Mobile hype has reached a feverish level. There appear to be two poles: "You have to do mobile!" and "Mobile is just a fad." But smartphones are certainly no fad. Forrester forecasts 100 million smartphones in the U.S. by the end of 2011; worldwide Google activates 400,000 Android devices a day.
What's different here for marketers is not just mobile devices, but the context-based experiences they deliver -- as described in Forrester analyst Julie Ask's just-released report "The Future Of Mobile Is User Context."
Too many apps built today treat the smartphone as a little PC. That's the wrong way to think about it. Mobile experiences make up for their interface limitations with knowledge. When a phone knows where you are, what you're doing, your identity and history, and even potentially your attitudes -- based on what you've done in the past year and the past five minutes -- it can help predict and deliver what you want right now. This is the context that makes mobile devices more intimate and completely different from traditional web experiences.
Jump ahead a few years. Based on our interviews with device manufacturers, it has come clear that what's in today's iPhone or Android phone -- GPS, accelerometers and compasses to detect orientation, high-res displays -- will be in everybody's phones very soon. The advanced phones will know if you're indoors, what other connected devices are nearby, and (with dual cameras now coming) what your surroundings are like in three dimensions.

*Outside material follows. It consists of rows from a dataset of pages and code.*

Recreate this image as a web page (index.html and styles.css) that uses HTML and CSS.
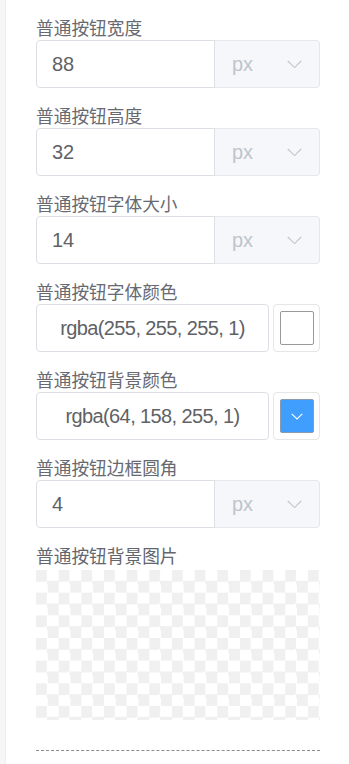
FILE: index.html
```html
<!DOCTYPE html>
<html lang="zh-CN">
<head>
<meta charset="utf-8">
<title>按钮设置</title>
<link rel="stylesheet" href="styles.css">
</head>
<body>
<div class="page">
  <div class="strip"></div>
  <div class="panel">
    <div class="item">
      <div class="label">普通按钮宽度</div>
      <div class="group">
        <div class="field">88</div>
        <div class="unit"><span>px</span><svg class="chev" width="15" height="9" viewBox="0 0 15 9"><path d="M0.8 1 L7.5 7.6 L14.2 1" fill="none" stroke="#c0c4cc" stroke-width="1.1"/></svg></div>
      </div>
    </div>
    <div class="item">
      <div class="label">普通按钮高度</div>
      <div class="group">
        <div class="field">32</div>
        <div class="unit"><span>px</span><svg class="chev" width="15" height="9" viewBox="0 0 15 9"><path d="M0.8 1 L7.5 7.6 L14.2 1" fill="none" stroke="#c0c4cc" stroke-width="1.1"/></svg></div>
      </div>
    </div>
    <div class="item">
      <div class="label">普通按钮字体大小</div>
      <div class="group">
        <div class="field">14</div>
        <div class="unit"><span>px</span><svg class="chev" width="15" height="9" viewBox="0 0 15 9"><path d="M0.8 1 L7.5 7.6 L14.2 1" fill="none" stroke="#c0c4cc" stroke-width="1.1"/></svg></div>
      </div>
    </div>
    <div class="item">
      <div class="label">普通按钮字体颜色</div>
      <div class="color-group">
        <div class="color-text">rgba(255, 255, 255, 1)</div>
        <div class="picker"><div class="swatch swatch-white"></div></div>
      </div>
    </div>
    <div class="item">
      <div class="label">普通按钮背景颜色</div>
      <div class="color-group">
        <div class="color-text">rgba(64, 158, 255, 1)</div>
        <div class="picker"><div class="swatch swatch-blue"><svg width="12" height="7" viewBox="0 0 12 7"><path d="M0.7 0.8 L6 6 L11.3 0.8" fill="none" stroke="#ffffff" stroke-width="1.1"/></svg></div></div>
      </div>
    </div>
    <div class="item">
      <div class="label">普通按钮边框圆角</div>
      <div class="group">
        <div class="field">4</div>
        <div class="unit"><span>px</span><svg class="chev" width="15" height="9" viewBox="0 0 15 9"><path d="M0.8 1 L7.5 7.6 L14.2 1" fill="none" stroke="#c0c4cc" stroke-width="1.1"/></svg></div>
      </div>
    </div>
    <div class="item item-image">
      <div class="label label-dark">普通按钮背景图片</div>
      <div class="checker"></div>
    </div>
    <div class="divider"></div>
  </div>
</div>
</body>
</html>
```

FILE: styles.css
```css
html, body {
  margin: 0;
  padding: 0;
  background: #ffffff;
}

body {
  font-family: "Liberation Sans", "Noto Sans CJK SC", sans-serif;
  overflow: hidden;
}

.page {
  display: flex;
  min-height: 764px;
}

.strip {
  width: 5px;
  flex: none;
  background: #f6f6f6;
  border-right: 1px solid #eeeeee;
}

.panel {
  width: 284px;
  padding: 15px 0 0 30px;
}

.item {
  margin-bottom: 15px;
}

.label {
  font-family: "Noto Sans CJK SC", sans-serif;
  font-size: 17.7px;
  line-height: 25px;
  height: 25px;
  color: #676a71;
  white-space: nowrap;
}

.label-dark {
  color: #63666d;
}

.group {
  display: flex;
  height: 48px;
}

.field {
  width: 179px;
  box-sizing: border-box;
  border: 1px solid #dcdfe6;
  border-radius: 4px 0 0 4px;
  padding: 0 15px;
  display: flex;
  align-items: center;
  font-size: 20px;
  color: #606266;
  background: #ffffff;
}

.unit {
  width: 105px;
  box-sizing: border-box;
  border: 1px solid #e4e7ed;
  border-left: none;
  border-radius: 0 4px 4px 0;
  background: #f5f7fa;
  display: flex;
  align-items: center;
  justify-content: space-between;
  padding: 0 17px 0 17px;
  font-size: 20px;
  color: #c0c4cc;
}

.chev {
  display: block;
  margin-top: 1px;
}

.color-group {
  display: flex;
  height: 48px;
  gap: 4px;
}

.color-text {
  flex: 1;
  box-sizing: border-box;
  border: 1px solid #dcdfe6;
  border-radius: 4px;
  display: flex;
  align-items: center;
  justify-content: center;
  font-size: 20px;
  letter-spacing: -0.6px;
  color: #606266;
}

.picker {
  width: 47px;
  box-sizing: border-box;
  border: 1px solid #e6e6e6;
  border-radius: 4px;
  display: flex;
  align-items: center;
  justify-content: center;
}

.swatch {
  width: 34px;
  height: 34px;
  box-sizing: border-box;
  border: 1px solid #999999;
  border-radius: 2px;
  display: flex;
  align-items: center;
  justify-content: center;
}

.swatch-white {
  background: #ffffff;
}

.swatch-blue {
  background: #409eff;
  border-color: #8a9bb0;
}

.item-image {
  margin-bottom: 0;
}

.checker {
  margin-top: 2px;
  height: 150px;
  background-color: #ffffff;
  background-image: conic-gradient(#ffffff 25%, #f0f0f0 0 50%, #ffffff 0 75%, #f0f0f0 0);
  background-size: 22.66px 22.66px;
}

.divider {
  margin-top: 30px;
  border-top: 1px dashed #8c8c8c;
}
```
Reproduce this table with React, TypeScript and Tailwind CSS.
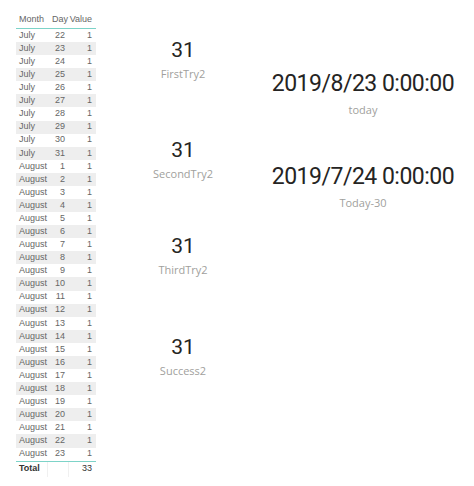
import React from "react"

const rows: { month: string; day: number }[] = [
  ...Array.from({ length: 10 }, (_, i) => ({ month: "July", day: 22 + i })),
  ...Array.from({ length: 23 }, (_, i) => ({ month: "August", day: 1 + i })),
]

function Card({ value, label, className }: { value: string; label: string; className: string }) {
  return (
    <div className={`flex flex-col items-center ${className}`}>
      <div className="text-[21px] leading-[24px] text-[#252423] font-['Roboto',sans-serif]">{value}</div>
      <div className="mt-[5px] text-[11px] leading-[14px] text-[#a19f9d] font-['Open_Sans',sans-serif]">{label}</div>
    </div>
  )
}

function DateCard({ value, label, className }: { value: string; label: string; className: string }) {
  return (
    <div className={`flex flex-col items-center ${className}`}>
      <div className="whitespace-nowrap text-[23px] leading-[28px] tracking-[-0.5px] text-[#252423] font-['Roboto',sans-serif]">
        {value}
      </div>
      <div className="mt-[5px] text-[11px] leading-[14px] text-[#a19f9d] font-['Open_Sans',sans-serif]">{label}</div>
    </div>
  )
}

export default function App() {
  return (
    <div className="w-[474px] h-[486px] bg-white flex overflow-hidden">
      {/* Table */}
      <div className="ml-4 mt-3 w-20 shrink-0 text-[9px] text-[#666666] font-['Liberation_Sans',sans-serif]">
        <div className="flex h-[17px] items-center border-b border-[#7dd3c8]">
          <div className="w-8 pl-[3px]">Month</div>
          <div className="w-[21px] pl-1">Day</div>
          <div className="flex-1 text-right pr-1">Value</div>
        </div>
        {rows.map((r, i) => (
          <div key={i} className={`flex h-[13.09px] items-center ${i % 2 === 1 ? "bg-[#eeeeee]" : "bg-white"}`}>
            <div className="w-8 pl-[3px]">{r.month}</div>
            <div className="w-[21px] text-right pr-1">{r.day}</div>
            <div className="flex-1 text-right pr-1">1</div>
          </div>
        ))}
        <div className="flex h-4 items-center border-t border-[#7dd3c8] text-[#333333]">
          <div className="w-8 pl-[3px] border-r border-[#f0f0f0] h-full flex items-center font-bold">Total</div>
          <div className="w-[21px] border-r border-[#f0f0f0] h-full"></div>
          <div className="flex-1 text-right pr-1">33</div>
        </div>
      </div>

      {/* KPI cards */}
      <div className="ml-[44px] w-[86px] shrink-0 flex flex-col">
        <Card value="31" label="FirstTry2" className="mt-[38px]" />
        <Card value="31" label="SecondTry2" className="mt-[57px]" />
        <Card value="31" label="ThirdTry2" className="mt-[53px]" />
        <Card value="31" label="Success2" className="mt-[58px]" />
      </div>

      {/* Date cards */}
      <div className="ml-[38px] w-[198px] shrink-0 flex flex-col">
        <DateCard value="2019/8/23 0:00:00" label="today" className="mt-[70px]" />
        <DateCard value="2019/7/24 0:00:00" label="Today-30" className="mt-[46px]" />
      </div>
    </div>
  )
}
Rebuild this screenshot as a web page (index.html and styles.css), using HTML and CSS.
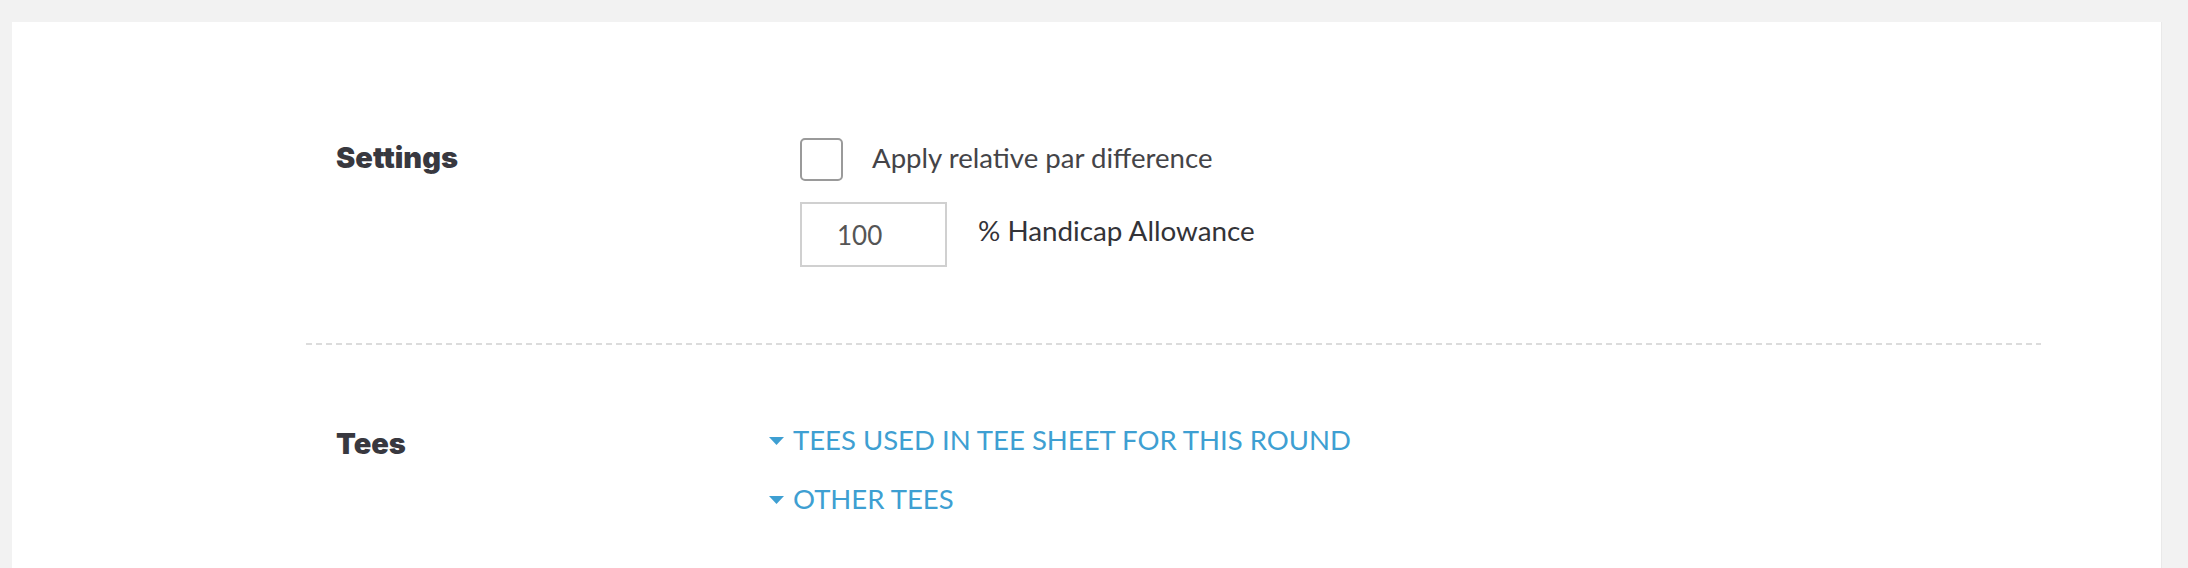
FILE: index.html
```html
<!DOCTYPE html>
<html lang="en">
<head>
<meta charset="utf-8">
<title>Settings</title>
<link rel="stylesheet" href="styles.css">
</head>
<body>
<div class="page">
  <div class="panel">
    <section class="row settings">
      <h2 class="label">Settings</h2>
      <div class="controls">
        <label class="check-row">
          <span class="checkbox"></span>
          <span class="check-text">Apply relative par difference</span>
        </label>
        <div class="input-row">
          <div class="num-input">100</div>
          <span class="input-text">% Handicap Allowance</span>
        </div>
      </div>
    </section>
    <div class="divider"></div>
    <section class="row tees">
      <h2 class="label">Tees</h2>
      <div class="links">
        <a class="toggle"><svg class="caret" viewBox="0 0 15 8" width="15" height="8"><path d="M0 0H15L7.5 8Z"/></svg>TEES USED IN TEE SHEET FOR THIS ROUND</a>
        <a class="toggle"><svg class="caret" viewBox="0 0 15 8" width="15" height="8"><path d="M0 0H15L7.5 8Z"/></svg>OTHER TEES</a>
      </div>
    </section>
  </div>
</div>
</body>
</html>
```
FILE: styles.css
```css
html, body {
  margin: 0;
  padding: 0;
  background: #f2f2f2;
  font-family: "Lato", "Noto Sans", sans-serif;
}

.page {
  padding: 22px 26px 0 12px;
}

.panel {
  background: #ffffff;
  min-height: 546px;
  padding: 116px 120px 0 294px;
  box-sizing: border-box;
  border-right: 1px solid #e9e9e9;
}

.row {
  display: grid;
  grid-template-columns: 464px 1fr;
  padding-left: 30px;
  align-items: start;
}

.label {
  margin: 5px 0 0;
  font-family: "Inter", "Lato", sans-serif;
  font-size: 29px;
  line-height: 1;
  font-weight: 900;
  color: #38383f;
}

.settings {
  padding-bottom: 76px;
}

.controls {
  display: flex;
  flex-direction: column;
}

.check-row {
  display: flex;
  align-items: center;
  gap: 29px;
  height: 43px;
}

.checkbox {
  width: 43px;
  height: 43px;
  box-sizing: border-box;
  border: 2px solid #9a9a9a;
  border-radius: 5px;
  flex: none;
}

.check-text {
  font-size: 27.6px;
  color: #444448;
  position: relative;
  top: -2px;
}

.input-row {
  display: flex;
  align-items: center;
  gap: 31px;
  margin-top: 21px;
}

.num-input {
  width: 147px;
  height: 65px;
  box-sizing: border-box;
  border: 2px solid #d0d0d0;
  padding-left: 35px;
  display: flex;
  align-items: center;
  font-size: 26px;
  color: #555555;
}

.input-text {
  font-size: 27.8px;
  color: #333338;
  position: relative;
  top: -4px;
}

.divider {
  height: 2px;
  background: repeating-linear-gradient(to right, #dcdcdc 0 6px, transparent 6px 10px);
}

.tees {
  padding-top: 79px;
}

.links {
  display: flex;
  flex-direction: column;
  gap: 28px;
  margin-left: -31px;
}

.toggle {
  font-size: 27.5px;
  color: #3e9fd2;
  text-decoration: none;
  line-height: 31px;
  cursor: pointer;
}

.caret {
  fill: #3e9fd2;
  vertical-align: 5px;
  margin-right: 9px;
}
```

Combined with interface improvements based on voice and gesture, these advances will make smart mobile devices even smarter about what you want -- a development marketers must anticipate.
Rather than chase this technology, marketers should build a roadmap to integrate with it in four stages.
1. Master the basics. Half the companies we interviewed for the report haven't gotten beyond the "help you find the nearest store" type apps. If you've got products or services to deliver, build up the data around those items to make it easier to deliver them based on context.
2. Layer in intelligence. Use data and context to create more engaging experiences, like reminding you when a flight is late and suggesting things to do while you wait.
3. Break from PC contexts. Create experiences that are distinctly un-Weblike, based on knowledge of who the customer is , her history, and her complete context (like who else is with her right now).
4. Embrace motion as a control mechanism. The most engaging apps right now respond to actions like shaking and bumping phones. What's the appropriate action for your customer?
Where you are on this path depends on your company. If you're competing by differentiating, have retail locations, or work in mobile-forward industries like gaming and media, you must move aggressively to deliver these new levels of mobile experience -- your customers will demand it, and your competitors are already working to deliver it. If you compete based on cost in a slower-moving industry like insurance or business services, start with stage 1 and know where you're headed. Focus on your consumers' pain points and behavior, not just on what information you can fling into a mobile app. But failing to get on this path -- or failing to notice it at all -- is a big mistakes right now. Mobile is the future of interactivity -- you'd better prepare for the future of mobile.